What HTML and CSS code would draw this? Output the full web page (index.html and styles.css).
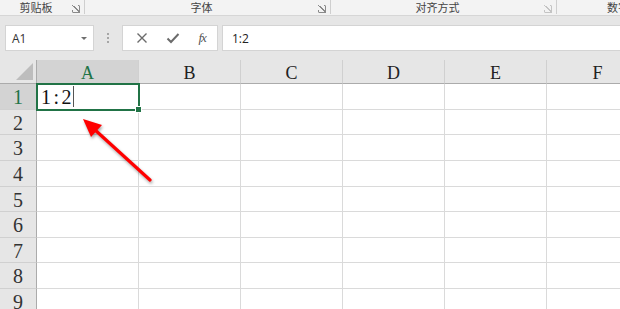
FILE: index.html
```html
<!DOCTYPE html>
<html lang="zh-CN">
<head>
  <meta charset="UTF-8">
  <title>Excel - 1:2</title>
  <link rel="stylesheet" href="styles.css">
</head>
<body>
  <!-- Ribbon group labels -->
  <div class="ribbon">
    <div class="group group-clip"><span class="group-label">剪贴板</span><span class="launcher"></span></div>
    <div class="group group-font"><span class="group-label">字体</span><span class="launcher"></span></div>
    <div class="group group-align"><span class="group-label">对齐方式</span><span class="launcher"></span></div>
    <div class="group group-num"><span class="group-label">数字</span></div>
  </div>

  <!-- Formula bar -->
  <div class="formula-band">
    <div class="name-box">
      <span>A1</span>
      <span class="dropdown"></span>
    </div>
    <div class="grip"><i></i><i></i><i></i></div>
    <div class="fx-buttons">
      <svg class="fx-icon" width="12" height="12" viewBox="0 0 12 12"><path d="M1.5 1.5 L10.5 10.5 M10.5 1.5 L1.5 10.5" stroke="#6b6b6b" stroke-width="1.4" fill="none"/></svg>
      <svg class="fx-icon" width="14" height="12" viewBox="0 0 14 12"><path d="M1.5 6.5 L5 10 L12.5 2" stroke="#6b6b6b" stroke-width="2" fill="none"/></svg>
      <span class="fx-text">fx</span>
    </div>
    <div class="formula-input">1:2</div>
  </div>

  <!-- Sheet grid -->
  <div class="sheet" id="sheet"></div>

  <!-- Annotation arrow -->
  <svg class="arrow" width="620" height="309" viewBox="0 0 620 309">
    <line x1="150" y1="180" x2="94" y2="129" stroke="#ff0000" stroke-width="3.2" stroke-linecap="round"/>
    <polygon points="83,119 102,125 91,137" fill="#ff0000"/>
  </svg>

  <script src="sheet.js"></script>
</body>
</html>
```

FILE: styles.css
```css
body {
  margin: 0;
  width: 620px;
  height: 309px;
  overflow: hidden;
  background-color: #e6e6e6;
  font-family: "Noto Sans CJK SC", "Liberation Sans", sans-serif;
  position: relative;
}

.ribbon {
  display: flex;
  height: 15px;
  background-color: #f3f3f3;
  border-bottom: 1px solid #d6d6d6;
}

.group {
  display: flex;
  flex-shrink: 0;
  align-items: center;
  border-right: 1px solid #cfcfcf;
  height: 14px;
  box-sizing: border-box;
}

.group-clip { width: 85px; }
.group-font { width: 246px; }
.group-align { width: 226px; }
.group-num { width: 130px; border-right: none; }

.group-label {
  flex: 1;
  text-align: center;
  font-size: 11px;
  line-height: 14px;
  color: #444;
}

.group-num .group-label {
  flex: none;
  margin-left: 50px;
}

.launcher {
  width: 6px;
  height: 6px;
  margin: 3px 4px 0 0;
  border: 1px solid #8a8a8a;
  border-left-color: transparent;
  border-top-color: transparent;
  background: linear-gradient(45deg, transparent 45%, #8a8a8a 45%, #8a8a8a 60%, transparent 60%);
}

.group-align .launcher {
  border-color: #c4c4c4;
  border-left-color: transparent;
  border-top-color: transparent;
  background: linear-gradient(45deg, transparent 45%, #c4c4c4 45%, #c4c4c4 60%, transparent 60%);
}

.formula-band {
  display: flex;
  align-items: stretch;
  height: 26px;
  padding: 9px 0 9px 5px;
}

.name-box {
  width: 89px;
  box-sizing: border-box;
  background-color: #fff;
  border: 1px solid #d4d4d4;
  display: flex;
  align-items: center;
  justify-content: space-between;
  padding: 0 6px 0 6px;
  font-family: "Open Sans", "Liberation Sans", sans-serif;
  font-size: 12px;
  color: #333;
}

.dropdown {
  width: 0;
  height: 0;
  border-left: 3px solid transparent;
  border-right: 3px solid transparent;
  border-top: 3px solid #6f6f6f;
}

.grip {
  width: 28px;
  display: flex;
  flex-direction: column;
  align-items: center;
  justify-content: center;
  gap: 2px;
}

.grip i {
  width: 2px;
  height: 2px;
  background-color: #a6a6a6;
}

.fx-buttons {
  width: 96px;
  box-sizing: border-box;
  background-color: #fff;
  border: 1px solid #d4d4d4;
  display: flex;
  align-items: center;
  justify-content: space-around;
  padding: 0 2px 0 4px;
}

.fx-text {
  font-family: "Liberation Serif", serif;
  font-style: italic;
  font-size: 13px;
  color: #555;
  letter-spacing: -1px;
}

.formula-input {
  flex: 1;
  margin-left: 4px;
  background-color: #fff;
  border: 1px solid #d4d4d4;
  border-right: none;
  display: flex;
  align-items: center;
  padding-left: 9px;
  font-family: "Open Sans", "Liberation Sans", sans-serif;
  font-size: 12px;
  color: #222;
}

.sheet {
  display: grid;
  grid-template-columns: 37px repeat(6, 102px);
  grid-template-rows: 24px repeat(9, 25.625px);
  background-color: #fff;
  width: 700px;
}

.cell {
  box-sizing: border-box;
  border-right: 1px solid #dadada;
  border-bottom: 1px solid #dadada;
  background-color: #fff;
  position: relative;
}

.col-head {
  background-color: #e6e6e6;
  border-right: 1px solid #d0d0d0;
  border-bottom: 1px solid #ababab;
  font-family: "Liberation Serif", serif;
  font-size: 18px;
  color: #222;
  text-align: center;
  line-height: 26px;
}

.row-head {
  background-color: #e6e6e6;
  border-right: 1px solid #ababab;
  border-bottom: 1px solid #d0d0d0;
  font-family: "Liberation Serif", serif;
  font-size: 20px;
  color: #333;
  text-align: center;
  line-height: 27px;
}

.corner {
  background-color: #e6e6e6;
  border-right: 1px solid #ababab;
  border-bottom: 1px solid #ababab;
  position: relative;
}

.corner::after {
  content: "";
  position: absolute;
  right: 3px;
  bottom: 3px;
  width: 17px;
  height: 17px;
  background-color: #bdbdbd;
  clip-path: polygon(100% 0, 100% 100%, 0 100%);
}

.active-head {
  background-color: #d3d3d3;
  color: #217346;
}

.selected {
  outline: 2px solid #217346;
  outline-offset: -1px;
  z-index: 2;
  font-family: "Liberation Serif", serif;
  font-size: 20px;
  letter-spacing: 2.5px;
  color: #111;
  padding-left: 4px;
  line-height: 27px;
}

.selected::before {
  content: "";
  position: absolute;
  left: 36px;
  top: 2px;
  bottom: 2px;
  width: 1px;
  background-color: #555;
}

.selected::after {
  content: "";
  position: absolute;
  right: -4px;
  bottom: -4px;
  width: 5px;
  height: 5px;
  background-color: #217346;
  border: 1px solid #fff;
}

.arrow {
  position: absolute;
  left: 0;
  top: 0;
  pointer-events: none;
  filter: drop-shadow(1px 2px 1.5px rgba(0, 0, 0, 0.35));
}
```

FILE: sheet.js
```js
// Build the visible part of the worksheet
const sheet = document.getElementById('sheet');
const cols = ['A', 'B', 'C', 'D', 'E', 'F'];

function addCell(className, text) {
  const cell = document.createElement('div');
  cell.className = className;
  if (text) cell.textContent = text;
  sheet.appendChild(cell);
}

addCell('corner');
cols.forEach(c => addCell('cell col-head' + (c === 'A' ? ' active-head' : ''), c));

for (let r = 1; r <= 9; r++) {
  addCell('cell row-head' + (r === 1 ? ' active-head' : ''), String(r));
  cols.forEach(c => {
    if (r === 1 && c === 'A') {
      addCell('cell selected', '1:2');
    } else {
      addCell('cell');
    }
  });
}
```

========

**Set problem:**
In your copy, leave out the pictures and reproduce the material above exactly.

**Output for this exercise:**
What HTML and CSS code would draw this? Output the full web page (index.html and styles.css).
FILE: index.html
```html
<!DOCTYPE html>
<html lang="zh-CN">
<head>
  <meta charset="UTF-8">
  <title>Excel - 1:2</title>
  <link rel="stylesheet" href="styles.css">
</head>
<body>
  <!-- Ribbon group labels -->
  <div class="ribbon">
    <div class="group group-clip"><span class="group-label">剪贴板</span><span class="launcher"></span></div>
    <div class="group group-font"><span class="group-label">字体</span><span class="launcher"></span></div>
    <div class="group group-align"><span class="group-label">对齐方式</span><span class="launcher"></span></div>
    <div class="group group-num"><span class="group-label">数字</span></div>
  </div>

  <!-- Formula bar -->
  <div class="formula-band">
    <div class="name-box">
      <span>A1</span>
      <span class="dropdown"></span>
    </div>
    <div class="grip"><i></i><i></i><i></i></div>
    <div class="fx-buttons">
      <svg class="fx-icon" width="12" height="12" viewBox="0 0 12 12"><path d="M1.5 1.5 L10.5 10.5 M10.5 1.5 L1.5 10.5" stroke="#6b6b6b" stroke-width="1.4" fill="none"/></svg>
      <svg class="fx-icon" width="14" height="12" viewBox="0 0 14 12"><path d="M1.5 6.5 L5 10 L12.5 2" stroke="#6b6b6b" stroke-width="2" fill="none"/></svg>
      <span class="fx-text">fx</span>
    </div>
    <div class="formula-input">1:2</div>
  </div>

  <!-- Sheet grid -->
  <div class="sheet" id="sheet"></div>

  <!-- Annotation arrow -->
  <svg class="arrow" width="620" height="309" viewBox="0 0 620 309">
    <line x1="150" y1="180" x2="94" y2="129" stroke="#ff0000" stroke-width="3.2" stroke-linecap="round"/>
    <polygon points="83,119 102,125 91,137" fill="#ff0000"/>
  </svg>

  <script src="sheet.js"></script>
</body>
</html>
```

FILE: styles.css
```css
body {
  margin: 0;
  width: 620px;
  height: 309px;
  overflow: hidden;
  background-color: #e6e6e6;
  font-family: "Noto Sans CJK SC", "Liberation Sans", sans-serif;
  position: relative;
}

.ribbon {
  display: flex;
  height: 15px;
  background-color: #f3f3f3;
  border-bottom: 1px solid #d6d6d6;
}

.group {
  display: flex;
  flex-shrink: 0;
  align-items: center;
  border-right: 1px solid #cfcfcf;
  height: 14px;
  box-sizing: border-box;
}

.group-clip { width: 85px; }
.group-font { width: 246px; }
.group-align { width: 226px; }
.group-num { width: 130px; border-right: none; }

.group-label {
  flex: 1;
  text-align: center;
  font-size: 11px;
  line-height: 14px;
  color: #444;
}

.group-num .group-label {
  flex: none;
  margin-left: 50px;
}

.launcher {
  width: 6px;
  height: 6px;
  margin: 3px 4px 0 0;
  border: 1px solid #8a8a8a;
  border-left-color: transparent;
  border-top-color: transparent;
  background: linear-gradient(45deg, transparent 45%, #8a8a8a 45%, #8a8a8a 60%, transparent 60%);
}

.group-align .launcher {
  border-color: #c4c4c4;
  border-left-color: transparent;
  border-top-color: transparent;
  background: linear-gradient(45deg, transparent 45%, #c4c4c4 45%, #c4c4c4 60%, transparent 60%);
}

.formula-band {
  display: flex;
  align-items: stretch;
  height: 26px;
  padding: 9px 0 9px 5px;
}

.name-box {
  width: 89px;
  box-sizing: border-box;
  background-color: #fff;
  border: 1px solid #d4d4d4;
  display: flex;
  align-items: center;
  justify-content: space-between;
  padding: 0 6px 0 6px;
  font-family: "Open Sans", "Liberation Sans", sans-serif;
  font-size: 12px;
  color: #333;
}

.dropdown {
  width: 0;
  height: 0;
  border-left: 3px solid transparent;
  border-right: 3px solid transparent;
  border-top: 3px solid #6f6f6f;
}

.grip {
  width: 28px;
  display: flex;
  flex-direction: column;
  align-items: center;
  justify-content: center;
  gap: 2px;
}

.grip i {
  width: 2px;
  height: 2px;
  background-color: #a6a6a6;
}

.fx-buttons {
  width: 96px;
  box-sizing: border-box;
  background-color: #fff;
  border: 1px solid #d4d4d4;
  display: flex;
  align-items: center;
  justify-content: space-around;
  padding: 0 2px 0 4px;
}

.fx-text {
  font-family: "Liberation Serif", serif;
  font-style: italic;
  font-size: 13px;
  color: #555;
  letter-spacing: -1px;
}

.formula-input {
  flex: 1;
  margin-left: 4px;
  background-color: #fff;
  border: 1px solid #d4d4d4;
  border-right: none;
  display: flex;
  align-items: center;
  padding-left: 9px;
  font-family: "Open Sans", "Liberation Sans", sans-serif;
  font-size: 12px;
  color: #222;
}

.sheet {
  display: grid;
  grid-template-columns: 37px repeat(6, 102px);
  grid-template-rows: 24px repeat(9, 25.625px);
  background-color: #fff;
  width: 700px;
}

.cell {
  box-sizing: border-box;
  border-right: 1px solid #dadada;
  border-bottom: 1px solid #dadada;
  background-color: #fff;
  position: relative;
}

.col-head {
  background-color: #e6e6e6;
  border-right: 1px solid #d0d0d0;
  border-bottom: 1px solid #ababab;
  font-family: "Liberation Serif", serif;
  font-size: 18px;
  color: #222;
  text-align: center;
  line-height: 26px;
}

.row-head {
  background-color: #e6e6e6;
  border-right: 1px solid #ababab;
  border-bottom: 1px solid #d0d0d0;
  font-family: "Liberation Serif", serif;
  font-size: 20px;
  color: #333;
  text-align: center;
  line-height: 27px;
}

.corner {
  background-color: #e6e6e6;
  border-right: 1px solid #ababab;
  border-bottom: 1px solid #ababab;
  position: relative;
}

.corner::after {
  content: "";
  position: absolute;
  right: 3px;
  bottom: 3px;
  width: 17px;
  height: 17px;
  background-color: #bdbdbd;
  clip-path: polygon(100% 0, 100% 100%, 0 100%);
}

.active-head {
  background-color: #d3d3d3;
  color: #217346;
}

.selected {
  outline: 2px solid #217346;
  outline-offset: -1px;
  z-index: 2;
  font-family: "Liberation Serif", serif;
  font-size: 20px;
  letter-spacing: 2.5px;
  color: #111;
  padding-left: 4px;
  line-height: 27px;
}

.selected::before {
  content: "";
  position: absolute;
  left: 36px;
  top: 2px;
  bottom: 2px;
  width: 1px;
  background-color: #555;
}

.selected::after {
  content: "";
  position: absolute;
  right: -4px;
  bottom: -4px;
  width: 5px;
  height: 5px;
  background-color: #217346;
  border: 1px solid #fff;
}

.arrow {
  position: absolute;
  left: 0;
  top: 0;
  pointer-events: none;
  filter: drop-shadow(1px 2px 1.5px rgba(0, 0, 0, 0.35));
}
```

FILE: sheet.js
```js
// Build the visible part of the worksheet
const sheet = document.getElementById('sheet');
const cols = ['A', 'B', 'C', 'D', 'E', 'F'];

function addCell(className, text) {
  const cell = document.createElement('div');
  cell.className = className;
  if (text) cell.textContent = text;
  sheet.appendChild(cell);
}

addCell('corner');
cols.forEach(c => addCell('cell col-head' + (c === 'A' ? ' active-head' : ''), c));

for (let r = 1; r <= 9; r++) {
  addCell('cell row-head' + (r === 1 ? ' active-head' : ''), String(r));
  cols.forEach(c => {
    if (r === 1 && c === 'A') {
      addCell('cell selected', '1:2');
    } else {
      addCell('cell');
    }
  });
}
```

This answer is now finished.